** start Rows **
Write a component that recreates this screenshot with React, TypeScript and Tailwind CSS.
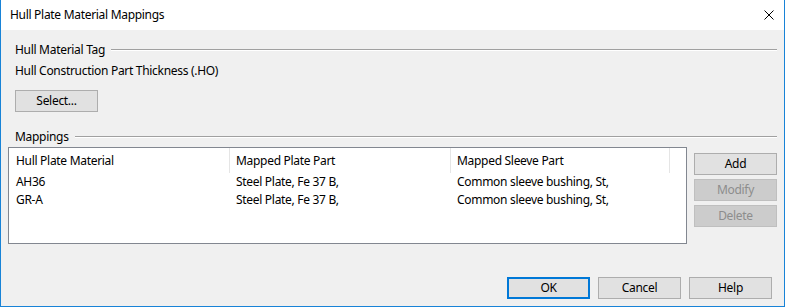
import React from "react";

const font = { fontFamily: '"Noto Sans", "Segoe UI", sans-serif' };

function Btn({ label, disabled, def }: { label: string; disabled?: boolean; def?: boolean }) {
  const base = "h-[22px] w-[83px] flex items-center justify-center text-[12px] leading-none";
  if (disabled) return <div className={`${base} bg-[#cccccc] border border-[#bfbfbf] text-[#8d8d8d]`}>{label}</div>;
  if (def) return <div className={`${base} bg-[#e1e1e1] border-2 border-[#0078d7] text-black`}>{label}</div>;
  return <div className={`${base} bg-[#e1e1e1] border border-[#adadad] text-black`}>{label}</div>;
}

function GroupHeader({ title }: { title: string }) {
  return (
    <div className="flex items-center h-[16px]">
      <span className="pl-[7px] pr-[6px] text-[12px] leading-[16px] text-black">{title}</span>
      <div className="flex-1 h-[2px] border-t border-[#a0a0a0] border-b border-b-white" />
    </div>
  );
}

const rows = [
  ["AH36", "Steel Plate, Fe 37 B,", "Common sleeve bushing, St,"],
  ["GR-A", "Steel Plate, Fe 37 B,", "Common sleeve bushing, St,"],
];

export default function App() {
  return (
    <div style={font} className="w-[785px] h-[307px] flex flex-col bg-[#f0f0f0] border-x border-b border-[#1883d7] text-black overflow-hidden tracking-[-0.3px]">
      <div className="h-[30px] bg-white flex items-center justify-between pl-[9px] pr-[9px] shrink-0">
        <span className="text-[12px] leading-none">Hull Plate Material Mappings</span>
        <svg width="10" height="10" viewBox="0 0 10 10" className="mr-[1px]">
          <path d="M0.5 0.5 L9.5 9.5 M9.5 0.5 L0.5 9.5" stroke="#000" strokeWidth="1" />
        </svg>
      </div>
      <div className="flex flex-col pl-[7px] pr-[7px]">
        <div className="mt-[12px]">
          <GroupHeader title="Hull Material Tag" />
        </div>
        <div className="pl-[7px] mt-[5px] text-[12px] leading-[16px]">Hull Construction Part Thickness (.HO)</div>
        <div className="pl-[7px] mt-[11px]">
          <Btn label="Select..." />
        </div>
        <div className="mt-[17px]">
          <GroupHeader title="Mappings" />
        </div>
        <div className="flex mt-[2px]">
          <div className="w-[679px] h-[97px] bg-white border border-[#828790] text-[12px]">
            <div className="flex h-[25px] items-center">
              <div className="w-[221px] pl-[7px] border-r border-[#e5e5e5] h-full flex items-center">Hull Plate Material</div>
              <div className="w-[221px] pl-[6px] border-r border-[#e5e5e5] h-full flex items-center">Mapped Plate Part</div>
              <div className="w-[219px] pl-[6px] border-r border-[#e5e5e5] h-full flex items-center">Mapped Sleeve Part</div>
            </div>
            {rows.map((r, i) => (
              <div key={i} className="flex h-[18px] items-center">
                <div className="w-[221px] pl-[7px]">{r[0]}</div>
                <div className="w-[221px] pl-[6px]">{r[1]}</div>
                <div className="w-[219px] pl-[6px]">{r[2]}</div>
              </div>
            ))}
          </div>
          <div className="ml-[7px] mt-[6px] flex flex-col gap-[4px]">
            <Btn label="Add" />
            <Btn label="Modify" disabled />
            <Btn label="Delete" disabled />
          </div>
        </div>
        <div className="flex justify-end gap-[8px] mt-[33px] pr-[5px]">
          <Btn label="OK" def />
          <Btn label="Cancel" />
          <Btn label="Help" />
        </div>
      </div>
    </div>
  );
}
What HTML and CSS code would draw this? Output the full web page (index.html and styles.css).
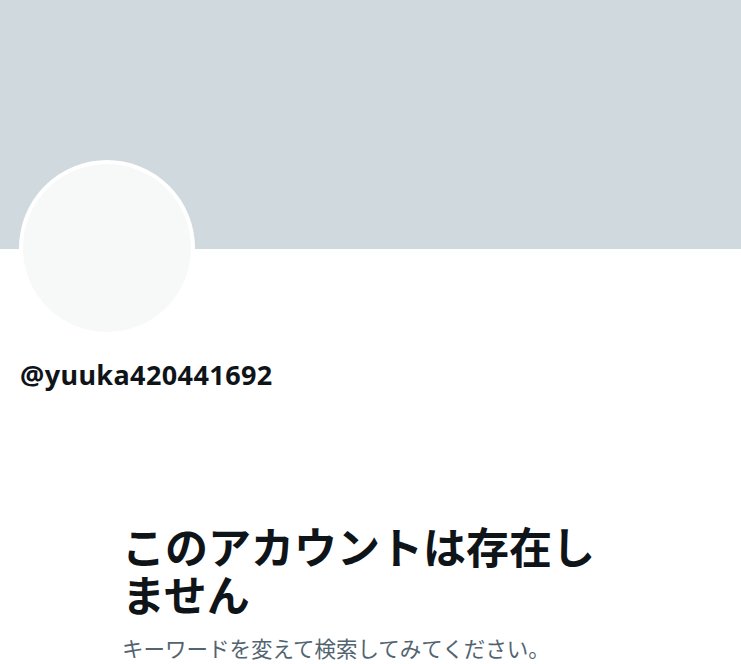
** end Rows **
§ **Task**
Your task is an exact transcription of all the data, minus the pictures.

§ **The reply**
Write a component that recreates this screenshot with React, TypeScript and Tailwind CSS.
import React from "react";

const font = { fontFamily: '"Noto Sans", "Segoe UI", sans-serif' };

function Btn({ label, disabled, def }: { label: string; disabled?: boolean; def?: boolean }) {
  const base = "h-[22px] w-[83px] flex items-center justify-center text-[12px] leading-none";
  if (disabled) return <div className={`${base} bg-[#cccccc] border border-[#bfbfbf] text-[#8d8d8d]`}>{label}</div>;
  if (def) return <div className={`${base} bg-[#e1e1e1] border-2 border-[#0078d7] text-black`}>{label}</div>;
  return <div className={`${base} bg-[#e1e1e1] border border-[#adadad] text-black`}>{label}</div>;
}

function GroupHeader({ title }: { title: string }) {
  return (
    <div className="flex items-center h-[16px]">
      <span className="pl-[7px] pr-[6px] text-[12px] leading-[16px] text-black">{title}</span>
      <div className="flex-1 h-[2px] border-t border-[#a0a0a0] border-b border-b-white" />
    </div>
  );
}

const rows = [
  ["AH36", "Steel Plate, Fe 37 B,", "Common sleeve bushing, St,"],
  ["GR-A", "Steel Plate, Fe 37 B,", "Common sleeve bushing, St,"],
];

export default function App() {
  return (
    <div style={font} className="w-[785px] h-[307px] flex flex-col bg-[#f0f0f0] border-x border-b border-[#1883d7] text-black overflow-hidden tracking-[-0.3px]">
      <div className="h-[30px] bg-white flex items-center justify-between pl-[9px] pr-[9px] shrink-0">
        <span className="text-[12px] leading-none">Hull Plate Material Mappings</span>
        <svg width="10" height="10" viewBox="0 0 10 10" className="mr-[1px]">
          <path d="M0.5 0.5 L9.5 9.5 M9.5 0.5 L0.5 9.5" stroke="#000" strokeWidth="1" />
        </svg>
      </div>
      <div className="flex flex-col pl-[7px] pr-[7px]">
        <div className="mt-[12px]">
          <GroupHeader title="Hull Material Tag" />
        </div>
        <div className="pl-[7px] mt-[5px] text-[12px] leading-[16px]">Hull Construction Part Thickness (.HO)</div>
        <div className="pl-[7px] mt-[11px]">
          <Btn label="Select..." />
        </div>
        <div className="mt-[17px]">
          <GroupHeader title="Mappings" />
        </div>
        <div className="flex mt-[2px]">
          <div className="w-[679px] h-[97px] bg-white border border-[#828790] text-[12px]">
            <div className="flex h-[25px] items-center">
              <div className="w-[221px] pl-[7px] border-r border-[#e5e5e5] h-full flex items-center">Hull Plate Material</div>
              <div className="w-[221px] pl-[6px] border-r border-[#e5e5e5] h-full flex items-center">Mapped Plate Part</div>
              <div className="w-[219px] pl-[6px] border-r border-[#e5e5e5] h-full flex items-center">Mapped Sleeve Part</div>
            </div>
            {rows.map((r, i) => (
              <div key={i} className="flex h-[18px] items-center">
                <div className="w-[221px] pl-[7px]">{r[0]}</div>
                <div className="w-[221px] pl-[6px]">{r[1]}</div>
                <div className="w-[219px] pl-[6px]">{r[2]}</div>
              </div>
            ))}
          </div>
          <div className="ml-[7px] mt-[6px] flex flex-col gap-[4px]">
            <Btn label="Add" />
            <Btn label="Modify" disabled />
            <Btn label="Delete" disabled />
          </div>
        </div>
        <div className="flex justify-end gap-[8px] mt-[33px] pr-[5px]">
          <Btn label="OK" def />
          <Btn label="Cancel" />
          <Btn label="Help" />
        </div>
      </div>
    </div>
  );
}
What HTML and CSS code would draw this? Output the full web page (index.html and styles.css).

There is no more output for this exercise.